Now, we substitute $$x = a \tan\theta$$ into the argument of the inverse tangent function:
$$\dfrac {3a^{2}x - x^{3}}{a^{3} - 3ax^{2}} = \dfrac {3a^{2}(a\tan\theta) - (a\tan\theta)^{3}}{a^{3} - 3a(a\tan\theta)^{2}}$$
First, simplify the terms with $$a$$ and $$\tan\theta$$:
$$= \dfrac {3a^{3}\tan\theta - a^{3}\tan^{3}\theta}{a^{3} - 3a \cdot a^{2}\tan^{2}\theta}$$
$$= \dfrac {3a^{3}\tan\theta - a^{3}\tan^{3}\theta}{a^{3} - 3a^{3}\tan^{2}\theta}$$
Next, factor out $$a^3$$ from both the numerator and the denominator:
$$= \dfrac {a^{3}(3\tan\theta - \tan^{3}\theta)}{a^{3}(1 - 3\tan^{2}\theta)}$$
Since it's given that $$a > 0$$, $$a^3$$ is not zero, so we can cancel $$a^3$$ from the numerator and the denominator:
$$= \dfrac {3\tan\theta - \tan^{3}\theta}{1 - 3\tan^{2}\theta}$$
By the triple angle tangent identity, this expression simplifies to:
$$= \tan(3\theta)$$

**step4** Applying the simplified argument to the inverse tangent function

Now that we have simplified the argument, the original expression becomes:
$$\tan^{-1}\left (\dfrac {3a^{2}x - x^{3}}{a^{3} - 3ax^{2}}\right ) = \tan^{-1}(\tan(3\theta))$$

**step5** Determining the valid range for 3θ

We are given the condition $$\dfrac {-a}{\sqrt {3}} \leq x \leq \dfrac {a}{\sqrt {3}}$$.
The original expression is defined only if its denominator, $$a^{3} - 3ax^{2}$$, is not zero. If $$a^{3} - 3ax^{2} = 0$$, then $$a^2 = 3x^2$$, which implies $$x = \pm \dfrac{a}{\sqrt{3}}$$. Therefore, for the expression to be well-defined, we must consider the strict inequality: $$-\dfrac {a}{\sqrt {3}} < x < \dfrac {a}{\sqrt {3}}$$.
Substitute $$x = a \tan\theta$$ into this refined inequality:
$$-\dfrac {a}{\sqrt {3}} < a \tan\theta < \dfrac {a}{\sqrt {3}}$$
Since $$a > 0$$, we can divide all parts of the inequality by $$a$$:
$$-\dfrac {1}{\sqrt {3}} < \tan\theta < \dfrac {1}{\sqrt {3}}$$
Now, we apply the inverse tangent function to all parts of the inequality. Since $$\tan^{-1}$$ is an increasing function, the inequalities remain in the same direction:
$$\tan^{-1}\left(-\dfrac {1}{\sqrt {3}}\right) < \tan^{-1}(\tan\theta) < \tan^{-1}\left(\dfrac {1}{\sqrt {3}}\right)$$
We know that $$\tan^{-1}\left(\dfrac {1}{\sqrt {3}}\right) = \dfrac{\pi}{6}$$ and $$\tan^{-1}\left(-\dfrac {1}{\sqrt {3}}\right) = -\dfrac{\pi}{6}$$.
So, the range for $$\theta$$ is:
$$-\dfrac{\pi}{6} < \theta < \dfrac{\pi}{6}$$
To find the range for $$3\theta$$, we multiply all parts of this inequality by 3:
$$3 \times \left(-\dfrac{\pi}{6}\right) < 3\theta < 3 \times \left(\dfrac{\pi}{6}\right)$$
$$-\dfrac{\pi}{2} < 3\theta < \dfrac{\pi}{2}$$
This range $$(-\frac{\pi}{2}, \frac{\pi}{2})$$ is the principal value range for the inverse tangent function, where the property $$\tan^{-1}(\tan y) = y$$ holds true.

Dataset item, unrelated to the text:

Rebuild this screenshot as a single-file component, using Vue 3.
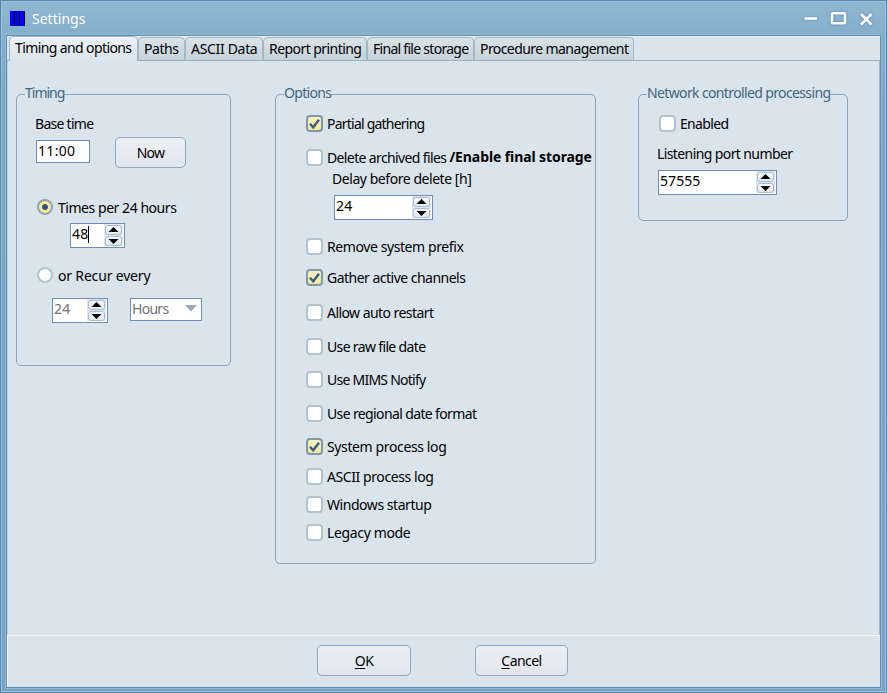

**step6** Simplifying the expression and substituting back

Since $$3\theta$$ lies within the principal value range $$(-\frac{\pi}{2}, \frac{\pi}{2})$$, we can simplify $$\tan^{-1}(\tan(3\theta))$$ directly to $$3\theta$$.
From our initial substitution, we had $$x = a \tan\theta$$. To express $$\theta$$ in terms of $$x$$ and $$a$$, we first divide by $$a$$:
$$\tan\theta = \dfrac{x}{a}$$
Then, we take the inverse tangent of both sides:
$$\theta = \tan^{-1}\left(\dfrac{x}{a}\right)$$
Finally, substitute this expression for $$\theta$$ back into $$3\theta$$:
The simplest form of the given trigonometric expression is $$3\tan^{-1}\left(\dfrac{x}{a}\right)$$.